[WRITTEN TASK] Wherever a line holds the word "index", copy that line out.

** begin DATASET **

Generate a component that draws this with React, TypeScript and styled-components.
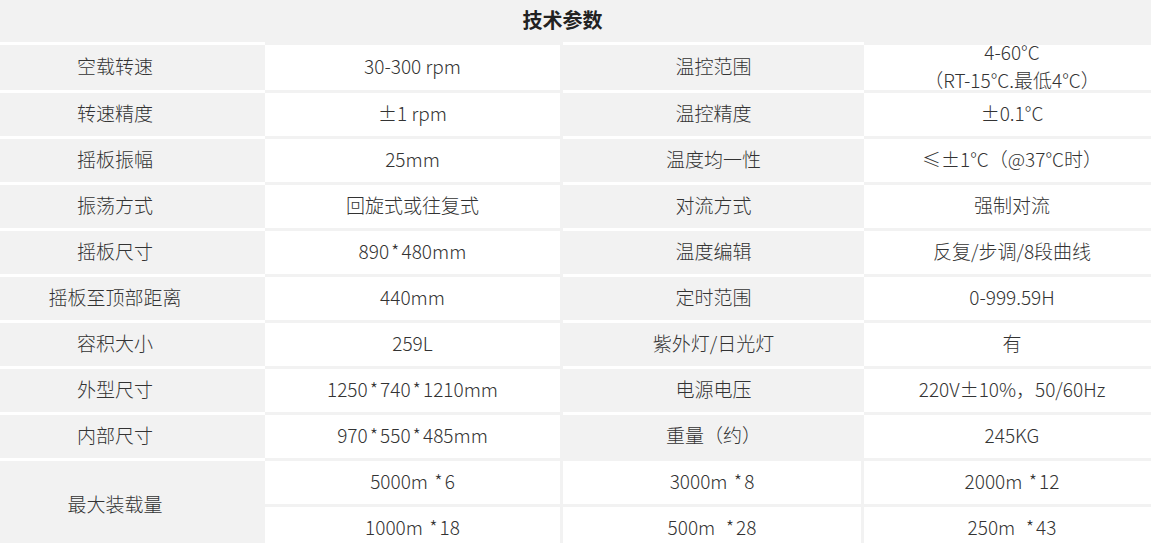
import styled, { createGlobalStyle } from "styled-components";

type Row = {
  label: string;
  value: React.ReactNode;
  label2: string;
  value2: React.ReactNode;
};

const GREY = "#f2f2f2";

const GlobalStyle = createGlobalStyle`
  body {
    margin: 0;
    background: #ffffff;
    overflow: hidden;
    font-family: "Noto Sans CJK SC", "Noto Sans", sans-serif;
  }
`;

const Table = styled("table")`
  width: 1195px;
  margin-left: -35px;
  table-layout: fixed;
  border-collapse: separate;
  border-spacing: 0;
  color: #333333;
  font-size: 19px;
  font-weight: 300;
`;

const HeadCell = styled("th")`
  height: 42px;
  padding: 0 0 3px;
  background: ${GREY};
  color: #222222;
  font-size: 20px;
  font-weight: 700;
  text-align: center;
  box-sizing: border-box;
`;

const Cell = styled("td")<{ $shaded?: boolean; $last?: boolean }>`
  height: 46px;
  padding: 0 0 3px;
  box-sizing: border-box;
  text-align: center;
  vertical-align: middle;
  line-height: 28px;
  white-space: pre;
  background: ${(p) => (p.$shaded ? GREY : "#ffffff")};
  border-top: 3px solid ${(p) => (p.$shaded ? "#ffffff" : GREY)};
  border-right: ${(p) => (p.$shaded || p.$last ? "0" : `3px solid ${GREY}`)};
`;

// two-line value that overflows its fixed-height row like the original
const Stack = styled("div")`
  margin: -7px 0;
  line-height: 28px;
`;

const Star = styled("span")`
  margin: 0 2px;
`;

const withStars = (text: string) =>
  text.split("*").map((part, i) => (
    <span key={i}>
      {i > 0 && <Star>*</Star>}
      {part}
    </span>
  ));

const rows: Row[] = [
  {
    label: "空载转速",
    value: "30-300 rpm",
    label2: "温控范围",
    value2: (
      <Stack>
        4-60°C
        <br />
        （RT-15°C.最低4°C）
      </Stack>
    ),
  },
  { label: "转速精度", value: "±1 rpm", label2: "温控精度", value2: "±0.1°C" },
  { label: "摇板振幅", value: "25mm", label2: "温度均一性", value2: "≤±1°C（@37°C时）" },
  { label: "振荡方式", value: "回旋式或往复式", label2: "对流方式", value2: "强制对流" },
  { label: "摇板尺寸", value: withStars("890*480mm"), label2: "温度编辑", value2: "反复/步调/8段曲线" },
  { label: "摇板至顶部距离", value: "440mm", label2: "定时范围", value2: "0-999.59H" },
  { label: "容积大小", value: "259L", label2: "紫外灯/日光灯", value2: "有" },
  {
    label: "外型尺寸",
    value: withStars("1250*740*1210mm"),
    label2: "电源电压",
    value2: "220V±10%，50/60Hz",
  },
  { label: "内部尺寸", value: withStars("970*550*485mm"), label2: "重量（约）", value2: "245KG" },
];

const loads = [
  ["5000m *6", "3000m *8", "2000m *12"],
  ["1000m *18", "500m  *28", "250m  *43"],
];

export default function App() {
  return (
    <>
      <GlobalStyle />
      <Table>
        <colgroup>
          <col style={{ width: 300 }} />
          <col style={{ width: 298 }} />
          <col style={{ width: 301 }} />
          <col style={{ width: 296 }} />
        </colgroup>
        <thead>
          <tr>
            <HeadCell colSpan={4}>技术参数</HeadCell>
          </tr>
        </thead>
        <tbody>
          {rows.map((r) => (
            <tr key={r.label}>
              <Cell $shaded>{r.label}</Cell>
              <Cell>{r.value}</Cell>
              <Cell $shaded>{r.label2}</Cell>
              <Cell $last>{r.value2}</Cell>
            </tr>
          ))}
          {loads.map((line, i) => (
            <tr key={i}>
              {i === 0 && (
                <Cell $shaded rowSpan={2}>
                  最大装载量
                </Cell>
              )}
              <Cell>{withStars(line[0])}</Cell>
              <Cell>{withStars(line[1])}</Cell>
              <Cell $last>{withStars(line[2])}</Cell>
            </tr>
          ))}
        </tbody>
      </Table>
    </>
  );
}
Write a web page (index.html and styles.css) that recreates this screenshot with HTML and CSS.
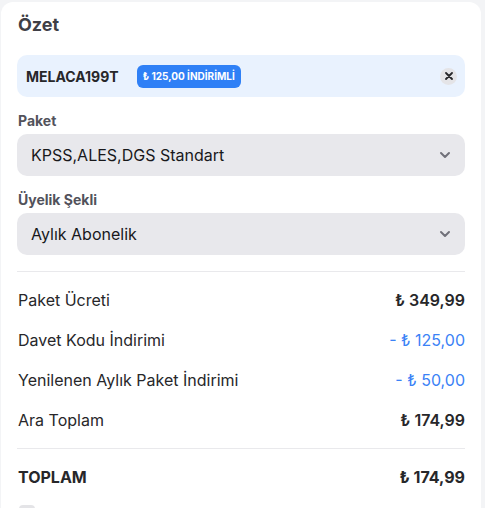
FILE: index.html
```html
<!DOCTYPE html>
<html lang="tr">
<head>
    <meta charset="UTF-8">
    <meta name="viewport" content="width=device-width, initial-scale=1.0">
    <title>Özet</title>
    <link rel="stylesheet" href="styles.css">
</head>
<body>
<div class="card">
    <h2 class="card-title">Özet</h2>

    <div class="coupon">
        <span class="coupon-code">MELACA199T</span>
        <span class="coupon-badge">₺ 125,00 İNDİRİMLİ</span>
        <button type="button" class="coupon-close" aria-label="Kaldır">
            <svg width="8" height="8" viewBox="0 0 8 8">
                <path d="M1 1L7 7M7 1L1 7" stroke="#27272a" stroke-width="1.8" stroke-linecap="round"/>
            </svg>
        </button>
    </div>

    <div class="form-group">
        <label>Paket</label>
        <div class="select">
            <span>KPSS,ALES,DGS Standart</span>
            <svg class="chevron" width="12" height="8" viewBox="0 0 12 8">
                <path d="M2 2L6 6L10 2" fill="none" stroke="#71717a" stroke-width="2" stroke-linecap="round" stroke-linejoin="round"/>
            </svg>
        </div>
    </div>

    <div class="form-group">
        <label>Üyelik Şekli</label>
        <div class="select">
            <span>Aylık Abonelik</span>
            <svg class="chevron" width="12" height="8" viewBox="0 0 12 8">
                <path d="M2 2L6 6L10 2" fill="none" stroke="#71717a" stroke-width="2" stroke-linecap="round" stroke-linejoin="round"/>
            </svg>
        </div>
    </div>

    <div class="summary">
        <div class="summary-row">
            <span>Paket Ücreti</span>
            <span class="amount">₺ 349,99</span>
        </div>
        <div class="summary-row">
            <span>Davet Kodu İndirimi</span>
            <span class="amount discount">- ₺ 125,00</span>
        </div>
        <div class="summary-row">
            <span>Yenilenen Aylık Paket İndirimi</span>
            <span class="amount discount">- ₺ 50,00</span>
        </div>
        <div class="summary-row">
            <span>Ara Toplam</span>
            <span class="amount">₺ 174,99</span>
        </div>
    </div>

    <div class="summary total">
        <div class="summary-row">
            <span>TOPLAM</span>
            <span class="amount">₺ 174,99</span>
        </div>
    </div>

    <div class="agree">
        <span class="checkbox"></span>
    </div>
</div>
</body>
</html>
```

FILE: styles.css
```css
body {
    font-family: Inter, "Noto Sans", sans-serif;
    margin: 0;
    padding: 2px 4px 0 1px;
    background-color: #f3f4f6;
    height: 508px;
    box-sizing: border-box;
    overflow: hidden;
}

.card {
    background-color: #fff;
    border-radius: 12px;
    padding: 9px 16px 0 16px;
    min-height: 520px;
}

.card-title {
    margin: 0 0 16px;
    font-size: 18px;
    line-height: 28px;
    font-weight: 700;
    color: #3f3f46;
    padding-left: 1px;
}

.coupon {
    display: flex;
    align-items: center;
    height: 42px;
    padding: 0 8px 0 9px;
    background-color: #e9f2fe;
    border-radius: 10px;
}

.coupon-code {
    font-size: 14px;
    font-weight: 700;
    color: #27272a;
}

.coupon-badge {
    margin-left: 18px;
    padding: 0 6px;
    height: 23px;
    line-height: 23px;
    font-size: 10px;
    font-weight: 700;
    color: #fff;
    background-color: #2f80f6;
    border-radius: 6px;
}

.coupon-close {
    margin-left: auto;
    width: 17px;
    height: 17px;
    padding: 0;
    border: none;
    border-radius: 50%;
    background-color: #e4e4e7;
    display: flex;
    align-items: center;
    justify-content: center;
    cursor: pointer;
}

.form-group label {
    display: block;
    margin: 14px 0 3px;
    font-size: 14px;
    line-height: 20px;
    font-weight: 700;
    color: #52525b;
    padding-left: 1px;
}

.select {
    display: flex;
    align-items: center;
    justify-content: space-between;
    height: 42px;
    padding: 0 14px 0 14px;
    background-color: #e8e8ec;
    border-radius: 10px;
    font-size: 16px;
    color: #18181b;
}

.summary {
    margin-top: 16px;
    border-top: 1px solid #e9e9ec;
    padding-top: 8px;
}

.summary-row {
    display: flex;
    justify-content: space-between;
    align-items: center;
    height: 40px;
    font-size: 16px;
    color: #27272a;
    padding-left: 1px;
}

.amount {
    font-weight: 600;
}

.amount.discount {
    font-weight: 400;
    color: #3b82f6;
}

.total {
    margin-top: 8px;
}

.total .summary-row {
    font-weight: 700;
}

.total .amount {
    font-weight: 700;
}

.agree {
    padding-top: 8px;
    padding-left: 2px;
}

.checkbox {
    display: block;
    width: 16px;
    height: 16px;
    border-radius: 4px;
    background-color: #e4e4e7;
}
```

** end DATASET **

[COMPLETE ANSWER]
Write a web page (index.html and styles.css) that recreates this screenshot with HTML and CSS.
FILE: index.html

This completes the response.